Hey sorry to hear your experience. First to clarify - it varies - the classes (usually required CS classes), usually had overcrowded Office Hours, but there were many classes in math & physics where OH was very available (and I did very well in as a direct consequence, though I was a CS major).

If students complain about availability, but never show up despite everything you did, then that's their problem. What people say and do is, unfortunately, not the same.

And I'm sorry to hear about the strange incentives for not being able to report to the department about cheating.

Initially when I started the app, I was very anti-teacher. But as I learnt more and talked to more teachers, I realized, man teachers also have their fair share of indignations from the system.


> realized, man teachers also have their fair share of indignations from the system.

Oh for sure. I think many would be surprised how political (not in like government terms) a department can be. It can vary dramatically within a school too. My partner's department is very functional while mine seems to be continually shooting themselves in the foot trying to dislodge the previous bullet hole. But when I started, it was very functional. I can certainly say that very few professors are happy with the system and I think it is failing everyone involved. This is why in my main comment I suggested that there is real opportunities to disrupt education in a very traditional sense. Because the truth of the matter is that we started treating academia like a business and the results were probably what anyone could have predicted: metric hacking galore. It's a big part of why students themselves cheat in the first place. Then try being a grad student where you are doing half of your advisor's job, leading other students and writing grants, while trying to also do course work (first few years), TA, publish, and research. It's a lot. Everyone is overworked.
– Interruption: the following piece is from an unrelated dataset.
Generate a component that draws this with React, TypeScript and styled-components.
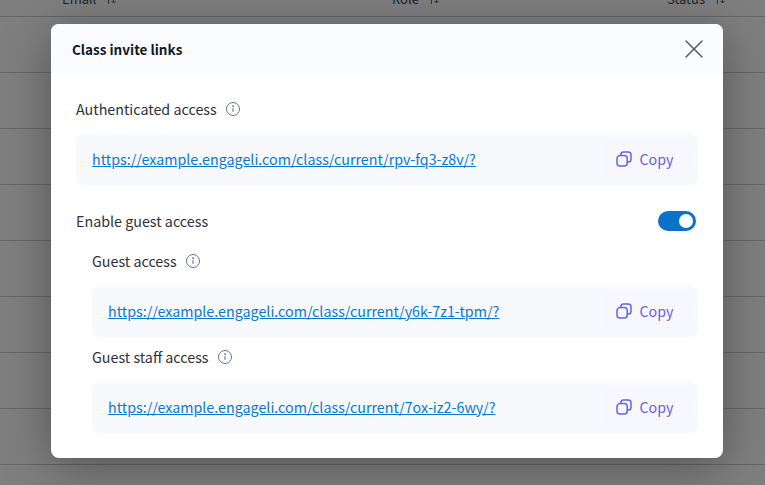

There are plenty of great advisors and departments. But unfortunately these tend to be the exception instead of the norm and appear to becoming rarer. Or maybe I've just gotten more experience. Personally, my PhD has left me with a very bad taste for academia, and I know a lot of others at other schools who have the same feelings. What's also surprising to many outside of academia is that my dream is to spend my days researching. But they cannot understand how academia nor industry provides me a environment to actually do this (fwiw, academics usually to understand).